Despite a spate of headlines showing drone users to be reckless attention-seekers or outright dangerous, the industry believes the sky is the limit for demand for unmanned copters.
Representatives attending Japan’s first major industry exhibition Wednesday said they expect the market for unmanned multirotor aerial vehicles to soar in years ahead.
Participants at the International Drone Expo at Makuhari Messe, Chiba Prefecture, also said proper regulations are needed for both the industry and users. They welcome the fact that the government is now trying to develop rules for drone use.
“I understand that there is some criticism, but drones will be more widely used without a doubt. They have higher general versatility and flight stability than helicopters and planes,” said Masaya Kikuchi, an engineer with Chuo Electronics Co.
The Tokyo-based company makes systems that enable drones to fly without human control. Kikuchi said the market’s potential represents a good business opportunity for the firm.
He predicts that the market will develop around businesses rather than consumers. For example, construction companies can use drones to examine the condition of bridges in instances where it would be difficult for a human to reach, and security firms can operate them for surveillance.
The event is the first international drone expo to take place in Japan, with 50 firms participating. Although relatively small, occupying a minor site at the convention center, on Wednesday it was packed, showing high interest among the public.
The fact that drones have made media headlines recently might have stirred interest.
An unmanned quadcopter carrying a radioactive payload was found on the roof of Prime Minister Shinzo Abe’s office on April 22. A man from Fukui Prefecture came forward, saying he had carried out the stunt in protest at the government’s nuclear policy. He was arrested and charged.
Other incidents that made recent headlines include broadcaster Tokyo MX flying a drone by mistake into the grounds of the British Embassy in April, and another flown by a 15-year-old boy falling at Zenkoji Temple in Nagano, which prompted the monks to ban flights on the premises.
The radioactive drone case prompted the government to set about drafting rules. It is reportedly considering requiring people to register their names and addresses when purchasing one.
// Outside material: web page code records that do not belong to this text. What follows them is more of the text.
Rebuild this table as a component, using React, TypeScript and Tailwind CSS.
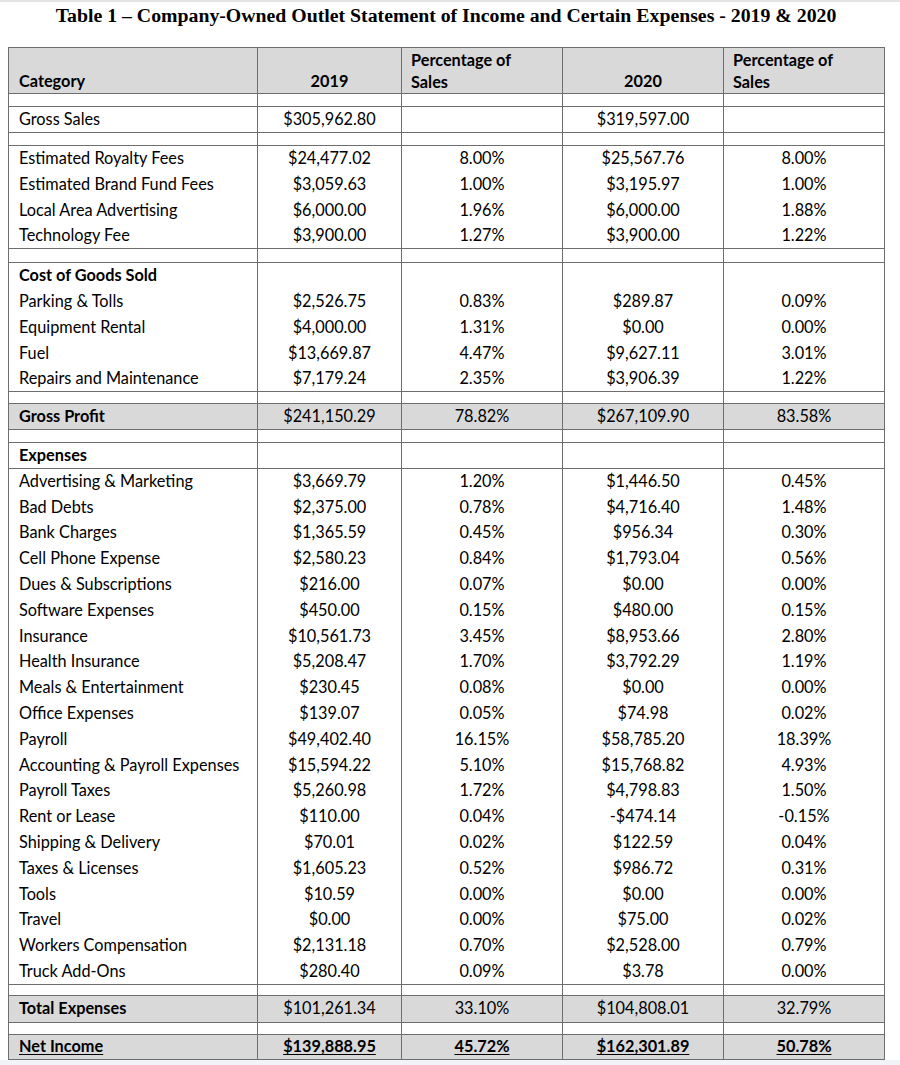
import React from "react";

type Row =
  | { kind: "spacer"; h?: number }
  | {
      kind: "data";
      label: string;
      v19?: string;
      p19?: string;
      v20?: string;
      p20?: string;
      bold?: boolean;
      gray?: boolean;
      underline?: boolean;
      lineBelow?: boolean;
      h?: number;
    };

const rows: Row[] = [
  { kind: "spacer", h: 13 },
  { kind: "data", label: "Gross Sales", v19: "$305,962.80", v20: "$319,597.00" },
  { kind: "spacer", h: 13 },
  { kind: "data", label: "Estimated Royalty Fees", v19: "$24,477.02", p19: "8.00%", v20: "$25,567.76", p20: "8.00%" },
  { kind: "data", label: "Estimated Brand Fund Fees", v19: "$3,059.63", p19: "1.00%", v20: "$3,195.97", p20: "1.00%" },
  { kind: "data", label: "Local Area Advertising", v19: "$6,000.00", p19: "1.96%", v20: "$6,000.00", p20: "1.88%" },
  { kind: "data", label: "Technology Fee", v19: "$3,900.00", p19: "1.27%", v20: "$3,900.00", p20: "1.22%" },
  { kind: "spacer", h: 14 },
  { kind: "data", label: "Cost of Goods Sold", bold: true },
  { kind: "data", label: "Parking & Tolls", v19: "$2,526.75", p19: "0.83%", v20: "$289.87", p20: "0.09%" },
  { kind: "data", label: "Equipment Rental", v19: "$4,000.00", p19: "1.31%", v20: "$0.00", p20: "0.00%" },
  { kind: "data", label: "Fuel", v19: "$13,669.87", p19: "4.47%", v20: "$9,627.11", p20: "3.01%" },
  { kind: "data", label: "Repairs and Maintenance", v19: "$7,179.24", p19: "2.35%", v20: "$3,906.39", p20: "1.22%" },
  { kind: "spacer", h: 12 },
  { kind: "data", label: "Gross Profit", v19: "$241,150.29", p19: "78.82%", v20: "$267,109.90", p20: "83.58%", bold: true, gray: true },
  { kind: "spacer", h: 13 },
  { kind: "data", label: "Expenses", bold: true, lineBelow: true },
  { kind: "data", label: "Advertising & Marketing", v19: "$3,669.79", p19: "1.20%", v20: "$1,446.50", p20: "0.45%" },
  { kind: "data", label: "Bad Debts", v19: "$2,375.00", p19: "0.78%", v20: "$4,716.40", p20: "1.48%" },
  { kind: "data", label: "Bank Charges", v19: "$1,365.59", p19: "0.45%", v20: "$956.34", p20: "0.30%" },
  { kind: "data", label: "Cell Phone Expense", v19: "$2,580.23", p19: "0.84%", v20: "$1,793.04", p20: "0.56%" },
  { kind: "data", label: "Dues & Subscriptions", v19: "$216.00", p19: "0.07%", v20: "$0.00", p20: "0.00%" },
  { kind: "data", label: "Software Expenses", v19: "$450.00", p19: "0.15%", v20: "$480.00", p20: "0.15%" },
  { kind: "data", label: "Insurance", v19: "$10,561.73", p19: "3.45%", v20: "$8,953.66", p20: "2.80%" },
  { kind: "data", label: "Health Insurance", v19: "$5,208.47", p19: "1.70%", v20: "$3,792.29", p20: "1.19%" },
  { kind: "data", label: "Meals & Entertainment", v19: "$230.45", p19: "0.08%", v20: "$0.00", p20: "0.00%" },
  { kind: "data", label: "Office Expenses", v19: "$139.07", p19: "0.05%", v20: "$74.98", p20: "0.02%" },
  { kind: "data", label: "Payroll", v19: "$49,402.40", p19: "16.15%", v20: "$58,785.20", p20: "18.39%" },
  { kind: "data", label: "Accounting & Payroll Expenses", v19: "$15,594.22", p19: "5.10%", v20: "$15,768.82", p20: "4.93%" },
  { kind: "data", label: "Payroll Taxes", v19: "$5,260.98", p19: "1.72%", v20: "$4,798.83", p20: "1.50%" },
  { kind: "data", label: "Rent or Lease", v19: "$110.00", p19: "0.04%", v20: "-$474.14", p20: "-0.15%" },
  { kind: "data", label: "Shipping & Delivery", v19: "$70.01", p19: "0.02%", v20: "$122.59", p20: "0.04%" },
  { kind: "data", label: "Taxes & Licenses", v19: "$1,605.23", p19: "0.52%", v20: "$986.72", p20: "0.31%" },
  { kind: "data", label: "Tools", v19: "$10.59", p19: "0.00%", v20: "$0.00", p20: "0.00%" },
  { kind: "data", label: "Travel", v19: "$0.00", p19: "0.00%", v20: "$75.00", p20: "0.02%" },
  { kind: "data", label: "Workers Compensation", v19: "$2,131.18", p19: "0.70%", v20: "$2,528.00", p20: "0.79%" },
  { kind: "data", label: "Truck Add-Ons", v19: "$280.40", p19: "0.09%", v20: "$3.78", p20: "0.00%" },
  { kind: "spacer", h: 11 },
  { kind: "data", label: "Total Expenses", v19: "$101,261.34", p19: "33.10%", v20: "$104,808.01", p20: "32.79%", bold: true, gray: true, h: 27 },
  { kind: "spacer", h: 12 },
  { kind: "data", label: "Net Income", v19: "$139,888.95", p19: "45.72%", v20: "$162,301.89", p20: "50.78%", bold: true, gray: true, underline: true, h: 25 },
];

const cell = "border-x border-[#6e6e6e] p-0";

const App: React.FC = () => {
  return (
    <div className="w-[900px] h-[1065px] flex flex-col bg-white border-t-2 border-[#e4e4e4] font-['Lato',sans-serif] text-black">
      {/* Title */}
      <div className="h-[28px] flex items-center justify-center pr-[8px] font-['Liberation_Serif',serif] font-bold text-[19.8px]">
        Table 1 – Company-Owned Outlet Statement of Income and Certain Expenses - 2019 &amp; 2020
      </div>

      <div className="flex-1 pt-[17px] pl-2">
        <table className="table-fixed border-collapse text-[16.3px] leading-none">
          <colgroup>
            <col className="w-[249px]" />
            <col className="w-[144px]" />
            <col className="w-[161px]" />
            <col className="w-[161px]" />
            <col className="w-[161px]" />
          </colgroup>
          <thead>
            <tr className="h-[45px] bg-[#d9d9d9] font-bold border-y border-[#6e6e6e]">
              <th className={`${cell} text-left align-bottom pl-[10px] pb-[4px]`}>Category</th>
              <th className={`${cell} text-center align-bottom pb-[4px]`}>2019</th>
              <th className={`${cell} text-left align-top pl-[9px] pt-[1px] leading-[22px]`}>
                Percentage of
                <br />
                Sales
              </th>
              <th className={`${cell} text-center align-bottom pb-[4px]`}>2020</th>
              <th className={`${cell} text-left align-top pl-[9px] pt-[1px] leading-[22px]`}>
                Percentage of
                <br />
                Sales
              </th>
            </tr>
          </thead>
          <tbody>
            {rows.map((r, i) => {
              if (r.kind === "spacer") {
                return (
                  <tr key={i} className="border-y border-[#6e6e6e]" style={{ height: r.h }}>
                    <td className={cell} />
                    <td className={cell} />
                    <td className={cell} />
                    <td className={cell} />
                    <td className={cell} />
                  </tr>
                );
              }
              const num = r.underline ? "font-bold underline underline-offset-2" : "";
              return (
                <tr
                  key={i}
                  className={`${r.gray ? "bg-[#d9d9d9]" : ""} ${r.gray || r.lineBelow ? "border-y border-[#6e6e6e]" : ""}`}
                  style={{ height: r.h ?? 25.8 }}
                >
                  <td className={`${cell} pl-[10px] text-left ${r.bold ? "font-bold" : ""} ${r.underline ? "underline underline-offset-2" : ""}`}>
                    {r.label}
                  </td>
                  <td className={`${cell} text-center ${num}`}>{r.v19}</td>
                  <td className={`${cell} text-center ${num}`}>{r.p19}</td>
                  <td className={`${cell} text-center ${num}`}>{r.v20}</td>
                  <td className={`${cell} text-center ${num}`}>{r.p20}</td>
                </tr>
              );
            })}
          </tbody>
        </table>
      </div>
      <div className="h-[6px] bg-[#f1f3f8]" />
    </div>
  );
};

export default App;
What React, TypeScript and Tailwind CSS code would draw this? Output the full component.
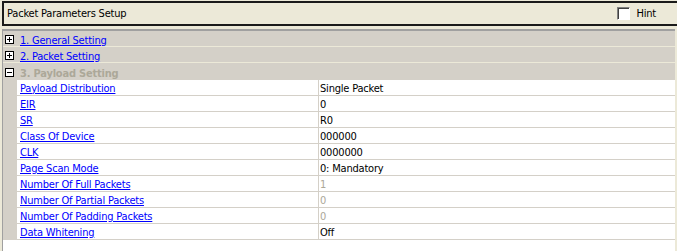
import { ReactNode } from "react";

type Row = { name: string; value: string; disabled?: boolean };

const rows: Row[] = [
  { name: "Payload Distribution", value: "Single Packet" },
  { name: "EIR", value: "0" },
  { name: "SR", value: "R0" },
  { name: "Class Of Device", value: "000000" },
  { name: "CLK", value: "0000000" },
  { name: "Page Scan Mode", value: "0: Mandatory" },
  { name: "Number Of Full Packets", value: "1", disabled: true },
  { name: "Number Of Partial Packets", value: "0", disabled: true },
  { name: "Number Of Padding Packets", value: "0", disabled: true },
  { name: "Data Whitening", value: "Off" },
];

function ExpandBox({ open }: { open: boolean }) {
  return (
    <svg width="9" height="9" viewBox="0 0 9 9" className="shrink-0">
      <rect x="0.5" y="0.5" width="8" height="8" fill="#fff" stroke="#000" />
      <line x1="2" y1="4.5" x2="7" y2="4.5" stroke="#000" />
      {!open && <line x1="4.5" y1="2" x2="4.5" y2="7" stroke="#000" />}
    </svg>
  );
}

function GroupRow({
  open,
  children,
  last,
}: {
  open: boolean;
  children: ReactNode;
  last?: boolean;
}) {
  return (
    <div
      className={
        "flex items-center gap-[6px] pl-[2px] pt-[2px] bg-[#D4D0C8] " +
        (last ? "h-[17px]" : "h-[16px] border-b border-[#ECE9D8]")
      }
    >
      <ExpandBox open={open} />
      <div className="pt-[1px]">{children}</div>
    </div>
  );
}

export default function App() {
  return (
    <div className="flex h-[251px] w-[677px] flex-col overflow-hidden bg-[#ECE9D8] font-['DejaVu_Sans','Liberation_Sans',sans-serif] text-[11px] leading-none tracking-[-0.2px] text-black [font-stretch:condensed]">
      {/* header bar */}
      <div className="ml-[2px] mt-[1px] flex h-[25px] w-[680px] shrink-0 items-center border-2 border-[#1a1a1a] pl-[3px]">
        <span>Packet Parameters Setup</span>
        <div className="ml-auto mr-[24px] flex items-center gap-[6px]">
          <span className="block h-[13px] w-[13px] border border-t-[#808080] border-l-[#808080] border-b-white border-r-white bg-white shadow-[inset_1px_1px_0_#404040]" />
          <span>Hint</span>
        </div>
      </div>

      {/* property grid */}
      <div className="ml-[2px] mr-[2px] mt-[3px] flex flex-1 flex-col border-l border-t-2 border-[#A0A0A0] bg-white">
        <GroupRow open={false}>
          <a className="text-[#0000FF] underline">1. General Setting</a>
        </GroupRow>
        <GroupRow open={false}>
          <a className="text-[#0000FF] underline">2. Packet Setting</a>
        </GroupRow>
        <GroupRow open last>
          <span className="font-bold text-[#ACA899]">3. Payload Setting</span>
        </GroupRow>

        <div className="flex flex-col">
          {rows.map((r) => (
            <div key={r.name} className="flex h-[16px]">
              <div className="w-[14px] shrink-0 bg-[#D4D0C8]" />
              <div className="flex w-[302px] shrink-0 items-center border-b border-r border-[#D4D0C8] pl-[3px] pt-[1px]">
                <a className="text-[#0000FF] underline">{r.name}</a>
              </div>
              <div
                className={
                  "flex flex-1 items-center border-b border-[#D4D0C8] pl-[1px] pt-[1px] " +
                  (r.disabled ? "text-[#ACA899]" : "text-black")
                }
              >
                {r.value}
              </div>
            </div>
          ))}
        </div>
      </div>
    </div>
  );
}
It also plans to ban overflights at facilities such as the prime minister’s office, the Imperial Palace and the Diet.
Currently, people are basically free to fly drones anywhere at altitudes below 250 meters, except near airports and some parks.
“The current situation is not very good because there is no law. (Some of) our customers question where they can fly drones and whether they need permission,” said Wu Tao, who heads the Japan branch of China-based DJI, a major drone maker.
“If we have a law that states where to get permission or licenses and establishes insurance systems, I think that will energize the industry,” said Wu, who addressed an international symposium during the expo.
Randy Mackay, who heads Nagano-based drone software company Japan Drones, said regulations are important because they will help to guide engineers and manufacturers.
For instance, if flying over the Prime Minister’s Official Residence is off limits, “we can add software features, which will stop the copter going over top of this house. . . . In that way, regulations are actually quite helpful,” said Mackay.